A few months ago, one of our client experience leaders (CEL) at Veritus was talking to a major gift officer she was coaching. The MGO was adamant about asking a certain donor for a $100,000 gift, but our CEL was pleading with the MGO not to ask for the gift because the MGO had not established this relationship yet and didn’t know the donor’s passions and interests. Our CEL was trying to convince the MGO that if the donor had that type of capacity, then waiting until they had a better idea what this donor wanted to give to would turn out much better, later.

But the MGO responded, “No, I really need a win this year!” Long story short: our CEL urged the MGO not to ask the donor for the gift, and the MGO ignored this advice and asked the donor for $100K. How did it go? The donor gave the MGO… $5K. Clearly a transactional gift.

So, what I’m really interested in here is why the MGO felt they “really needed a win this year.” Obviously, this is a blatant attempt to go after the money with the donor and not build the relationship, but what was pulling the MGO away from doing the right thing here?

So, there could be many reasons why you would feel you “need a win,” right? If you are a new MGO at an organization and other established MGOs are producing great results, you could feel the pressure that you too must produce like those MGOs. Or perhaps you’re struggling to fit into your non-profit’s culture, or maybe you’ve had a few missteps and so you feel the need to prove your value.

Or you might be feeling pressure from your own manager who doesn’t understand how major gifts officers work. And even though you’re trying to do the right thing with your portfolio, the internal pressure is too much, so you decide you must go for the money with a few of your donors, even though they aren’t ready yet.

Richard and I get it. Our society and culture are hyper-focused on the idea of winning. This competitive nature drives many aspects of workplaces, schools, and even relationships.

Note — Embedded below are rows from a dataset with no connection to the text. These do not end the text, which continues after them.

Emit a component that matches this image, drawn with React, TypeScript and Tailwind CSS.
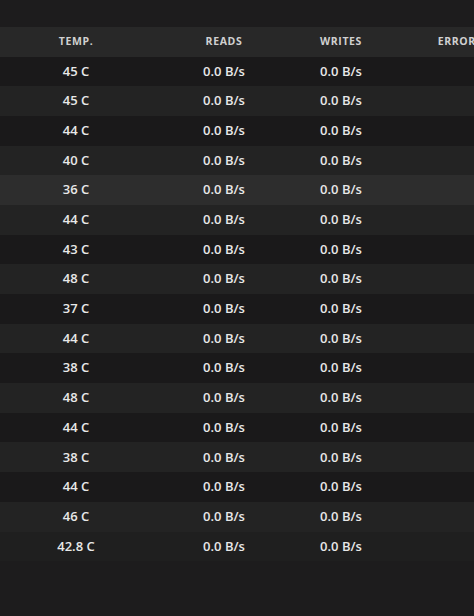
const temps = ["45", "45", "44", "40", "36", "44", "43", "48", "37", "44", "38", "48", "44", "38", "44", "46"];

const cols = ["w-[152px]", "w-[144px]", "w-[90px]", "w-[148px]"];

function Row({ temp, bg }: { temp: string; bg: string }) {
	return (
		<div className={`flex h-[29.7px] items-center text-[13px] font-semibold text-[#e8e8e8] ${bg}`}>
			<div className={`${cols[0]} shrink-0 text-center`}>{temp} C</div>
			<div className={`${cols[1]} shrink-0 text-center`}>0.0 B/s</div>
			<div className={`${cols[2]} shrink-0 text-center`}>0.0 B/s</div>
			<div className={`${cols[3]} shrink-0 text-center`}></div>
		</div>
	);
}

export default function App() {
	return (
		<div
			className="h-[616px] w-[474px] overflow-hidden bg-[#1d1c1d] pt-[27px]"
			style={{ fontFamily: '"Open Sans", "Noto Sans", sans-serif' }}
		>
			<div className="flex h-[29.5px] items-center bg-[#282828] text-[10.5px] font-bold tracking-[0.06em] text-[#d0d0d0]">
				<div className={`${cols[0]} shrink-0 text-center`}>TEMP.</div>
				<div className={`${cols[1]} shrink-0 text-center`}>READS</div>
				<div className={`${cols[2]} shrink-0 text-center`}>WRITES</div>
				<div className={`${cols[3]} shrink-0 text-center`}>ERRORS</div>
			</div>
			{temps.map((t, i) => (
				<Row
					key={i}
					temp={t}
					bg={i === 4 ? "bg-[#2d2d2d]" : i % 2 === 0 ? "bg-[#1a191a]" : "bg-[#232323]"}
				/>
			))}
			<Row temp="42.8" bg="bg-[#1f1f1f]" />
		</div>
	);
}
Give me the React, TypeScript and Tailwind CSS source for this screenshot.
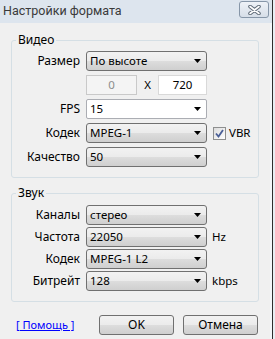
import React from 'react';

const font = "font-['Noto_Sans','Liberation_Sans',sans-serif]";

function Arrow() {
  return (
    <svg width="7" height="4" viewBox="0 0 7 4" className="shrink-0">
      <path d="M0 0H7L3.5 4Z" fill="#000" />
    </svg>
  );
}

function Combo({ value, editable }: { value: string; editable?: boolean }) {
  const skin = editable
    ? 'border-[#abadb3] bg-white rounded-[2px]'
    : 'border-[#707070] rounded-[3px] bg-[linear-gradient(#f2f2f2_0%,#ebebeb_50%,#dddddd_51%,#cfcfcf_100%)]';
  return (
    <div className={`flex h-5 w-[121px] items-center justify-between border pl-[3px] pr-[5px] ${skin}`}>
      <span className="text-[11.5px] leading-none text-black">{value}</span>
      <Arrow />
    </div>
  );
}

function Row({ label, children }: { label: string; children: React.ReactNode }) {
  return (
    <div className="flex h-5 items-center">
      <span className="w-[69px] pr-px text-right text-[12px] text-black">{label}</span>
      <div className="ml-[5px] flex items-center">{children}</div>
    </div>
  );
}

function Check() {
  return (
    <span className="flex h-[13px] w-[13px] items-center justify-center border border-[#8e8f8f] bg-[linear-gradient(135deg,#dcdcdc,#ffffff)]">
      <svg width="9" height="9" viewBox="0 0 9 9">
        <path d="M1 4.5L3.5 7.5L8 1" fill="none" stroke="#4a5f97" strokeWidth="1.8" />
      </svg>
    </span>
  );
}

function Button({ children }: { children: React.ReactNode }) {
  return (
    <button
      type="button"
      className="h-5 w-[75px] rounded-[3px] border border-[#707070] bg-[linear-gradient(#f2f2f2_0%,#ebebeb_50%,#dddddd_51%,#cfcfcf_100%)] text-[12px] leading-none text-black"
    >
      {children}
    </button>
  );
}

export default function App() {
  return (
    <div className={`flex h-[339px] w-[275px] bg-[#e9eef4] ${font}`}>
      <div className="flex w-[273px] flex-col border-r border-[#2e2e2e]">
        <div className="flex h-[23px] items-start justify-between bg-[#dde5ee] pl-[3px] pr-[3px]">
          <span className="pt-[2px] font-['Roboto',sans-serif] text-[12.5px] leading-[18px] text-[#3a3a3a]">
            Настройки формата
          </span>
          <span className="mt-[1px] flex h-[17px] w-[30px] items-center justify-center rounded-[3px] border border-[#8696a8] bg-[linear-gradient(#eef2f7,#d6dee8)]">
            <svg width="13" height="10" viewBox="0 0 13 10">
              <path d="M2 1.5L11 8.5M11 1.5L2 8.5" stroke="#5f6b78" strokeWidth="3.6" strokeLinecap="round" />
              <path d="M2 1.5L11 8.5M11 1.5L2 8.5" stroke="#ffffff" strokeWidth="1.6" strokeLinecap="round" />
            </svg>
          </span>
        </div>

        <div className="flex flex-1 flex-col border-r-2 border-[#f4f7fa] bg-[#f0f0f0] pl-[11px] pt-[9px]">
          <fieldset className="w-[248px] rounded-[3px] border border-[#d5dfe5] pb-[10px] pt-[3px]">
            <legend className="ml-[4px] px-[2px] text-[12px] leading-4 text-black">Видео</legend>
            <div className="flex flex-col gap-1">
              <Row label="Размер">
                <Combo value="По высоте" />
              </Row>
              <Row label="">
                <div className="flex w-[121px] items-center">
                  <span className="flex h-5 w-[51px] items-center justify-center border border-[#c9c9c9] bg-[#f4f4f4] text-[11.5px] text-[#8d8d8d]">
                    0
                  </span>
                  <span className="flex-1 text-center text-[11.5px] text-black">X</span>
                  <span className="flex h-5 w-[49px] items-center justify-center border border-[#d9d9d9] bg-white text-[11.5px] text-black">
                    720
                  </span>
                </div>
              </Row>
              <Row label="FPS">
                <Combo value="15" editable />
              </Row>
              <Row label="Кодек">
                <Combo value="MPEG-1" />
                <span className="ml-[6px] flex items-center gap-[3px] text-[11.5px] text-black">
                  <Check />
                  VBR
                </span>
              </Row>
              <Row label="Качество">
                <Combo value="50" />
              </Row>
            </div>
          </fieldset>

          <fieldset className="mt-[7px] w-[248px] rounded-[3px] border border-[#d5dfe5] pb-[10px] pt-[4px]">
            <legend className="ml-[4px] px-[2px] text-[12px] leading-4 text-black">Звук</legend>
            <div className="flex flex-col gap-[2px]">
              <Row label="Каналы">
                <Combo value="стерео" />
              </Row>
              <Row label="Частота">
                <Combo value="22050" />
                <span className="ml-[5px] text-[11.5px] text-black">Hz</span>
              </Row>
              <Row label="Кодек">
                <Combo value="MPEG-1 L2" />
              </Row>
              <Row label="Битрейт">
                <Combo value="128" />
                <span className="ml-[5px] text-[11.5px] text-black">kbps</span>
              </Row>
            </div>
          </fieldset>

          <div className="mt-[13px] flex w-[248px] items-center justify-between pr-px">
            <a className="pl-[5px] text-[11px] text-[#0000ff] underline">[ Помощь ]</a>
            <div className="flex gap-[9px]">
              <Button>OK</Button>
              <Button>Отмена</Button>
            </div>
          </div>
        </div>
      </div>
    </div>
  );
}
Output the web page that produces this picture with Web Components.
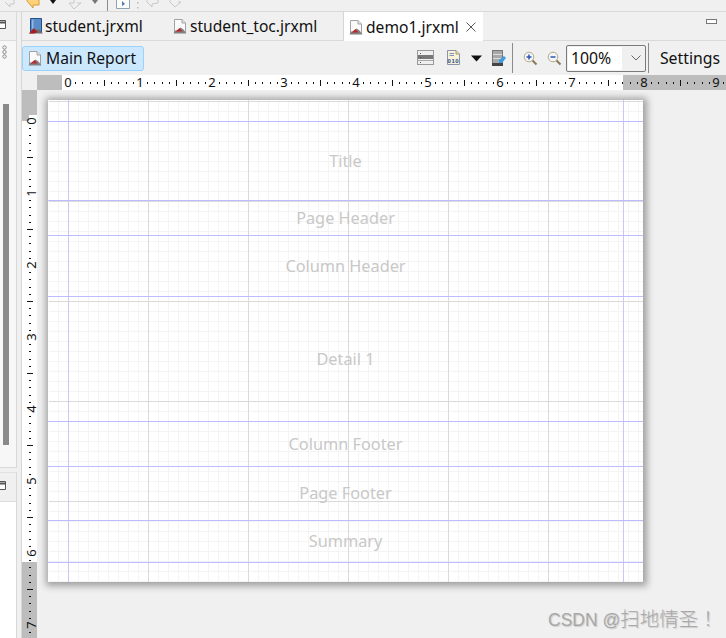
<!DOCTYPE html>
<html lang="en"><head><meta charset="utf-8"><title>demo1.jrxml</title>
<style>
html,body{margin:0;padding:0;height:100%;overflow:hidden;background:#f0f0f0}
body{font-family:"Noto Sans","Noto Sans CJK SC",sans-serif;color:#000}
</style></head><body>
<rs-app>
  <rs-strip slot="strip"></rs-strip>
  <rs-side slot="side"></rs-side>
  <rs-tabs slot="tabs">
    <rs-tab icon="book" w="144">student.jrxml</rs-tab>
    <rs-tab icon="doc" w="177" pad="6">student_toc.jrxml</rs-tab>
    <rs-tab icon="doc" w="140" pad="4" active>demo1.jrxml</rs-tab>
  </rs-tabs>
  <rs-toolbar slot="toolbar"></rs-toolbar>
  <rs-ruler slot="hruler" dir="h"></rs-ruler>
  <rs-ruler slot="vruler" dir="v"></rs-ruler>
  <rs-canvas slot="canvas">
    <rs-page>
      <rs-band h="22"></rs-band>
      <rs-band h="79">Title</rs-band>
      <rs-band h="35">Page Header</rs-band>
      <rs-band h="61">Column Header</rs-band>
      <rs-band h="125">Detail 1</rs-band>
      <rs-band h="45">Column Footer</rs-band>
      <rs-band h="54" up>Page Footer</rs-band>
      <rs-band h="42" up>Summary</rs-band>
      <rs-band h="19" last></rs-band>
    </rs-page>
    <rs-mark></rs-mark>
  </rs-canvas>
</rs-app>
<script>
const DOC=`<svg width="16" height="16" viewBox="0 0 16 16"><path d="M2.500 1.500H10L13.500 5V14.500H2.500Z" fill="#fafafa" stroke="#a2a2a2"/><path d="M10 1.500V5H13.500" fill="#e4e4e4" stroke="#a2a2a2"/><path d="M1.500 15.500L3 12.500H6L8.500 9.500 11.500 11.500 14.500 15.500Z" fill="#808080"/><path d="M3.500 13.500L7.500 10 10.500 13.500Z" fill="#b8282e"/></svg>`;
const BOOK=`<svg width="15" height="18" viewBox="0 0 15 18"><path d="M2.500 1.500H13.500V15H2.500Z" fill="#5a8cc8" stroke="#24508c"/><path d="M4 2.500H5.500V12H4Z" fill="#8fb6e4"/><path d="M1 16.500L6 11 9 13 11 12 15 16.500Z" fill="#6e6e6e"/><path d="M1 16.500L5.500 11.500 9.500 15 6 16.500Z" fill="#a81c22"/></svg>`;
function def(name,css,html,init){
  customElements.define(name,class extends HTMLElement{
    constructor(){super();const s=this.attachShadow({mode:"open"});
      s.innerHTML=`<style>${css}</style>${typeof html==="function"?html(this):html}`;}
    connectedCallback(){if(init)init(this)}
  });
}
def("rs-app",`:host{display:grid;width:726px;height:638px;overflow:hidden;grid-template-columns:21px 1fr;grid-template-rows:12px 1fr;background:#f0f0f0}
.strip{grid-column:1/3}
.side{grid-row:2}
.ed{display:grid;grid-template-columns:16px 1fr;grid-template-rows:29px 34px 15px 1fr;border-left:1px solid #d6d6d6;min-width:0;min-height:0;width:704px}
.tabs,.tool{grid-column:1/3}
.h{grid-column:1/3}
.v{grid-row:4;grid-column:1}
.c{grid-row:4;grid-column:2;min-height:0}`,
`<div class="strip"><slot name="strip"></slot></div>
<div class="side"><slot name="side"></slot></div>
<div class="ed"><div class="tabs"><slot name="tabs"></slot></div><div class="tool"><slot name="toolbar"></slot></div><div class="h"><slot name="hruler"></slot></div><div class="v"><slot name="vruler"></slot></div><div class="c"><slot name="canvas"></slot></div></div>`);

def("rs-strip",`:host{display:block;height:12px;box-sizing:border-box;border-bottom:1px solid #d9d9d9;background:#f0f0f0;overflow:hidden}
svg{display:block}`,
`<svg width="726" height="11" viewBox="0 0 726 11">
<g fill="none" stroke="#c8c8c8"><path d="M5 2L10 7V4H14V-4"/><path d="M74 -4V3H69L74 9 81 3H77"/><path d="M147 -3V2L152 7V4L158 3V-3"/><path d="M170 -3V2L175 7 181 2H178"/></g>
<path d="M27 -2V1L33 8V5H39V-2Z" fill="#ffd27a" stroke="#d99a2b"/>
<path d="M50 0H56L53 4Z" fill="#111"/><path d="M92 0H98L95 4Z" fill="#777"/>
<path d="M107.500 0V11" stroke="#8c8c8c"/>
<path d="M116.500 -2V8.500H129.500V-2" fill="#fbfbfb" stroke="#8fa2b2"/><path d="M122 1L125 4 122 6Z" fill="#4d7aa8"/>
<path d="M137 2h1.500v1.500H137zM137 7h1.500v1.500H137z" fill="#bbb"/>
</svg>`);

def("rs-side",`:host{display:flex;flex-direction:column;width:21px;height:626px;box-sizing:border-box;padding-right:4px}
.p{border-right:1px solid #d9d9d9;box-sizing:border-box}
.a{height:456px;background:#f7f7f7;border-bottom:1px solid #d9d9d9}
.b{margin-top:4px;flex:1;background:#fff;border-top:1px solid #e0e0e0}
.hd{height:29px;background:#f0f0f0;border-bottom:1px solid #dcdcdc;box-sizing:border-box;overflow:hidden}
.hd svg{display:block;margin-top:8px}
.dots{display:block;margin:4px 0 0 2px}
.bar{width:6px;height:341px;margin:45px 0 0 3px;background:#8a8a8a}`,
`<div class="p a"><div class="hd"><svg width="16" height="10"><path d="M-2 .5H5.500V8.500H-2" fill="#fff" stroke="#555"/><path d="M0 2.500H5" stroke="#555" stroke-width="2"/></svg></div>
<svg class="dots" width="6" height="14"><g fill="none" stroke="#8c8c8c"><circle cx="2.500" cy="2.500" r="1.700"/><circle cx="2.500" cy="7" r="1.700"/><circle cx="2.500" cy="11.500" r="1.700"/></g></svg>
<div class="bar"></div></div>
<div class="p b"><div class="hd"><svg width="16" height="10"><path d="M-2 .5H5.500V8.500H-2" fill="#fff" stroke="#555"/><path d="M0 2.500H5" stroke="#555" stroke-width="2"/></svg></div></div>`);

def("rs-tabs",`:host{display:flex;height:29px;box-sizing:border-box;border-bottom:1px solid #d9d9d9;position:relative}
.min{margin:7px 9px 0 auto;width:9px;height:3px;border:1px solid #777;background:#fff;align-self:flex-start}`,
`<slot></slot><div class="min"></div>`);

def("rs-tab",`:host{display:flex;align-items:center;box-sizing:border-box;height:29px;font-size:15.600px;white-space:nowrap;color:#111;padding-bottom:1px}
:host([active]){background:#fff;border-left:1px solid #d6d6d6;height:29px;padding-bottom:0;position:relative}
svg{flex:none}.ic{display:flex;margin-right:2px}
.x{margin-left:auto;margin-right:7px;display:block}`,
t=>`<span class="ic">${t.getAttribute("icon")==="book"?BOOK:DOC}</span><slot></slot>${t.hasAttribute("active")?'<svg class="x" width="10" height="10"><path d="M.5.5L9.500 9.500M9.500.5L.5 9.500" stroke="#555" fill="none"/></svg>':""}`,
t=>{t.style.width=t.getAttribute("w")+"px";t.style.paddingLeft=(t.getAttribute("pad")||"6")+"px"});

def("rs-toolbar",`:host{display:flex;align-items:center;height:34px;box-sizing:border-box;font-size:15.800px;background:#f0f0f0;color:#111}
.main{display:flex;align-items:center;gap:3px;box-sizing:border-box;width:122px;height:25px;margin-left:0;padding-left:4px;font-size:15.600px;background:#cce8ff;border:1px solid #99d1ff;border-radius:3px}
.right{display:flex;align-items:center;margin-left:auto;height:100%}
svg{display:block;flex:none}
.sep{width:1px;height:30px;background:#8c8c8c}
.combo{display:flex;box-sizing:border-box;width:80px;height:27px;border:1px solid #7a7a7a;border-radius:2px;margin-left:4px;align-items:center}
.val{width:54px;height:23px;margin-left:1px;background:#fff;display:flex;align-items:center;padding-left:3px;box-sizing:border-box}
.set{margin:0 6px 0 11px}`,
`<div class="main">${DOC}<span>Main Report</span></div>
<div class="right">
<svg width="18" height="16" viewBox="0 0 18 16"><rect x=".5" y=".5" width="16" height="14" fill="#efefef" stroke="#999"/><rect x="1" y="5" width="15" height="4" fill="#777"/><path d="M1 10.500H16" stroke="#aaa"/><path d="M3 3h1v1H3zM3 7h1v1H3zM3 12h1v1H3z" fill="#555"/></svg>
<svg style="margin-left:11px" width="16" height="18" viewBox="0 0 16 18"><path d="M1.500 1.500H10L13.500 5V15.500H1.500Z" fill="#f8f3d8" stroke="#8a93a8"/><path d="M10 1.500V5H13.500" fill="#e8dca0" stroke="#a09a70"/><path d="M3.500 4.500H8M3.500 6.500H8" stroke="#7c93c0"/><text x="1.500" y="14" font-family="Liberation Sans" font-size="6" font-weight="700" letter-spacing=".6" fill="#1d4a8c">010</text></svg>
<svg style="margin-left:9px" width="11" height="7"><path d="M0 .5H11L5.500 6.500Z" fill="#111"/></svg>
<svg style="margin-left:9px" width="16" height="18" viewBox="0 0 16 18"><rect x="1.500" y="1.500" width="10" height="14" fill="#a8a8a8" stroke="#777"/><path d="M2 5.500H11M2 9.500H11" stroke="#dedede"/><rect x="1" y="14" width="11" height="3" fill="#444"/><path d="M8 14L8 11 13 7 15 9 11 14Z" fill="#3c9ce0"/></svg>
<div class="sep" style="margin-left:5px"></div>
<svg style="margin-left:10px" width="15" height="15" viewBox="0 0 15 15"><circle cx="6" cy="6" r="4.800" fill="#f3f5fb" stroke="#b4aa84"/><path d="M3.500 6H8.500M6 3.500V8.500" stroke="#2a58b0" stroke-width="1.500"/><path d="M9.500 9.500L13.500 13.500" stroke="#8a7a5c" stroke-width="2"/></svg>
<svg style="margin-left:9px" width="15" height="15" viewBox="0 0 15 15"><circle cx="6" cy="6" r="4.800" fill="#f3f5fb" stroke="#b4aa84"/><path d="M3.500 6H8.500" stroke="#2a58b0" stroke-width="1.500"/><path d="M9.500 9.500L13.500 13.500" stroke="#8a7a5c" stroke-width="2"/></svg>
<div class="combo"><div class="val">100%</div><svg style="margin-left:9px" width="10" height="6"><path d="M.5.5L5 5 9.500.5" fill="none" stroke="#666"/></svg></div>
<div class="sep" style="margin-left:2px"></div>
<span class="set">Settings</span>
</div>`);

def("rs-ruler",`:host{display:block;background:#f0f0f0}
:host([dir=h]){height:15px;margin-left:15px;width:689px}
:host([dir=v]){width:15px;height:548px;margin-top:0}
svg{display:block;overflow:visible}
text{font:13px "Noto Sans",sans-serif;fill:#111;text-anchor:middle}`,
"",
t=>{
  const h=t.getAttribute("dir")==="h";
  const len=h?689:548, z=31, w=h?555:441;
  let o="";
  const major=(p,a,b)=>h?`<path d="M${p} ${a}V${b}" stroke="#111"/>`:`<path d="M${a} ${p}H${b}" stroke="#111"/>`;
  o+=`<rect width="${h?len:15}" height="${h?15:len}" fill="#bdbdbd"/>`;
  o+=h?`<rect x="${z}" width="${w}" height="15" fill="#fff"/>`:`<rect y="${z}" width="15" height="${w}" fill="#fff"/>`;
  for(let i=1,n=Math.ceil(len/7.2);i<n;i++){
    if(i%10===0)continue;
    const p=Math.round(z+i*7.2);
    if(i%10===5){o+=major(p+.5,5,11);continue;}
    o+=h?`<rect x="${p}" y="7" width="1" height="2" fill="#111"/>`:`<rect x="7" y="${p}" width="2" height="1" fill="#111"/>`;
  }
  for(let n=0;n<10;n++){
    const p=z+n*72;
    if(p>len+5)break;
    const bg=p<z+w?"#fff":"#bdbdbd";
    if(h)o+=`<rect x="${p-6}" y="0" width="12" height="15" fill="${bg}"/><text x="${p}" y="12">${n}</text>`;
    else o+=`<rect x="7" y="${p-6}" width="8" height="12" fill="${bg}"/><text transform="translate(14 ${p}) rotate(-90)">${n}</text>`;
  }
  t.shadowRoot.innerHTML+=`<svg width="${h?len:15}" height="${h?15:len}">${o}</svg>`;
});

def("rs-canvas",`:host{display:block;position:relative;height:548px;padding:10px 0 0 10px;box-sizing:border-box;background:#f0f0f0;overflow:hidden}`,`<slot></slot>`);

def("rs-page",`:host{display:flex;flex-direction:column;box-sizing:border-box;width:595px;height:482px;border-left:1px solid #fff;background-color:#fff;
background-clip:padding-box;
background-image:
 linear-gradient(#c8c8ff,#c8c8ff),linear-gradient(#c8c8ff,#c8c8ff),
 linear-gradient(to right,transparent 99px,#dadada 99px),
 linear-gradient(#dadada 1px,transparent 1px),
 linear-gradient(to right,transparent 9px,#f4f4f4 9px),
 linear-gradient(#f4f4f4 1px,transparent 1px);
background-size:1px 100%,1px 100%,100px 100%,100% 100px,10px 100%,100% 10px;
background-position:19px 0,574px 0,0 0,0 1px,0 0,0 1px;
background-repeat:no-repeat,no-repeat,repeat-x,repeat-y,repeat-x,repeat-y;
box-shadow:1px 1px 7px 3px rgba(0,0,0,.34)}`,`<slot></slot>`);

def("rs-band",`:host{display:flex;align-items:center;justify-content:center;box-sizing:border-box;border-bottom:1px solid #bcbcff;margin-left:-1px;font-size:16.300px;color:#c8c8c8}
:host([up]){padding-bottom:2px}
:host([last]){border-bottom:0}`,`<slot></slot>`,
t=>{t.style.height=t.getAttribute("h")+"px"});

def("rs-mark",`:host{position:absolute;left:510px;bottom:6px;white-space:nowrap;font:17.500px "Liberation Sans","Noto Sans CJK SC",sans-serif;color:#a8a8a8;text-shadow:1px 1px 1px rgba(90,90,90,.25)}
.c{font:300 19.500px "Noto Sans CJK SC",sans-serif}
.t{font:300 19.500px "Noto Sans CJK TC",sans-serif}`,
`<span>CSDN @</span><span class="c">扫地情圣</span><span class="t">！</span>`);
</script>
</body></html>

I’m not saying a competitive spirit is all bad, but in fundraising, the idea of “winning” is deeply rooted in a transactional mindset. It makes sense; many leaders in the non-profit sector perpetuate this idea, and it’s easy to feel insecure if your caseload isn’t performing at the same level as others in your organization.

Whenever we hear a fundraiser talking about “needing a win” or feeling insecure, it’s important to take a moment to refocus your mindset and shift your perspective.

Take note of where you are and stop the comparison game. We have another client who’s been feeling insecure about not raising as much as his colleagues, but the reality is that he’s a new MGO with a new caseload, and his colleagues have been with the organization for a really long time. It’s completely normal that they would have higher producing caseloads.

Remember that when you focus on the donor relationship, the money will follow! But if you focus too much on the money, you may lose the donor relationship. Major gifts is a long game, it’s not about getting a quick win.

Take time to consider where your insecurities are coming from. Do you struggle with perfectionism or have you come from an organization where you were penalized for not “performing” even if it could cost you the donor relationship?

Do you not have a supervisor who supports you and provides accountability as you work your plan? Whatever it is, own the experience you’ve had, recognize how it’s impacting you, and work to release yourself from those fears.

You don’t need a quick win. You need to trust yourself and have the confidence to know that building a relationship with your donor takes time. It takes time for you to learn their passions and interests so you can create meaningful offers. And, when you can do that, your relationships will move from transactional to transformative.